For me, the issue is determining what we need to know from these people to be able to feel comfortable that they have the competencies we require to do the job.
I think we're spending a lot of time asking for things that may not be necessary. When I meet with immigrants, they want to show me what they can do. They want to show you what they know. I asked a group of immigrants what they would do if they were the fairness commissioner. Every single group I met with said that they would create a way for someone to show people what they could do. Immigrants say, “Can you look at what I have and tell me what I don't have? I have to meet 10 things and maybe I have only eight. Tell me what I don't have, and tell me what to do to get it”.
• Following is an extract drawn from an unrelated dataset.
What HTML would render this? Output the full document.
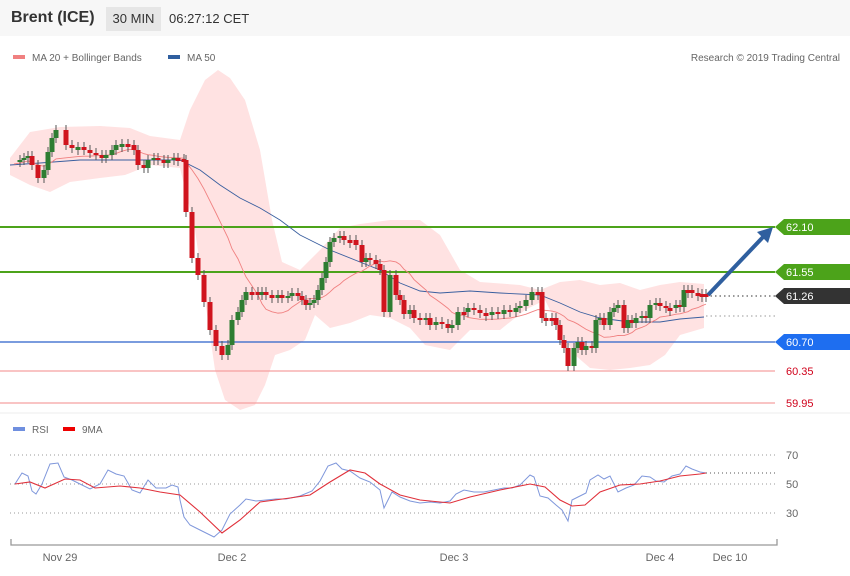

Right now we spend a lot of time on things such as good character, including on criminal records checks, for example. Everybody who goes through immigration has to go through a criminal record check. If people are here as landed immigrants, they have already done that, yet many regulators ask people to do that—not in Canada but back in their home country. That costs some people $800 and takes about eight months. So if you are a nurse and you do that, it takes you eight months of time that you have to be recognized.
Then you write the English exam and you meet the requirement, but guess what? The English exam is valid for only two years, and if the results are already two years old, you go back. By then you have all the other papers they have asked you for and now they say, “Sorry, that exam is already two years old. You have to go back and take that test again”.